You will hear constant chatter about top digital marketing trends: short-form video, influencer collaborations, shoppable lives, and new ad formats. Trends are tools. They work when they match your customers’ behavior and your store’s capacity.

Short-form video is worth testing if you can film quickly and naturally. One take, handheld, 15 to 30 seconds, posted consistently, often beats highly produced clips. Micro-influencers within 5 miles who already shop with you can be effective. Pay them in product and store credit, and measure redemption.

Avoid trends that create extra steps between seeing and visiting. If a feature keeps people inside an app without pushing them to call, click directions, or book, it may build awareness without driving revenue. That is fine at times, but track it separately so you do not confuse attention with sales.

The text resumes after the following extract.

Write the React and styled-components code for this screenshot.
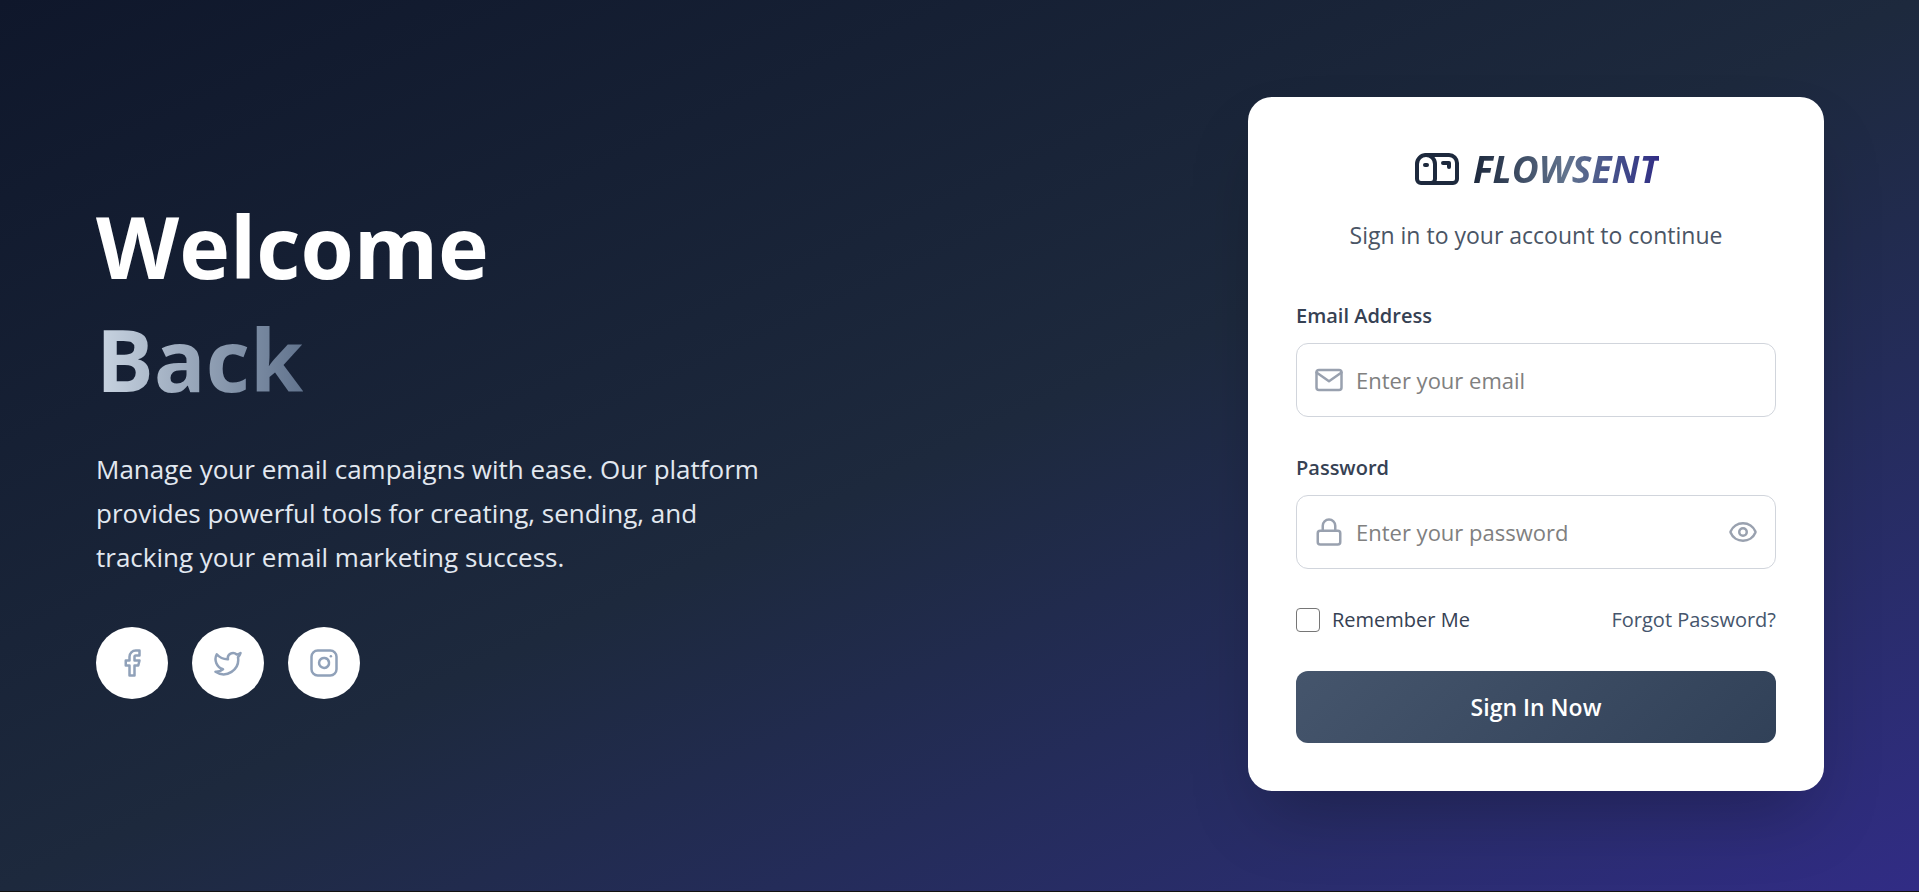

The long game: build a durable local flywheel

Affordable digital marketing is not a set of hacks. It is a small system that compounds: an accurate presence, useful content, steady email, responsive social, and calibrated ads. Each move feeds the others. Reviews make your profile rank and convert. Content answers questions people search and gives you something to email. Email drives store visits that create more reviews. Social showcases the real store that content mentions and that ads amplify.

You will know the flywheel is turning when strangers come in repeating a line from your last email, when staff suggest content because they feel the pull, and when you can pause ads for a week without the floor falling out. At that point, you can layer in advanced plays: a tighter CRM for high-value customers, a small loyalty program that rewards visit frequency rather than raw spend, and occasional collaborations that bring new neighbors through the door.

Digital marketing strategies do not need to be expensive to work. They need to be local, consistent, and honest about how people decide where to go on a Saturday afternoon. Start with the storefront you cannot see, and make it as welcoming and clear as the one on your street. Then keep showing up. That is how brick-and-mortar stores win online and, more importantly, at the register.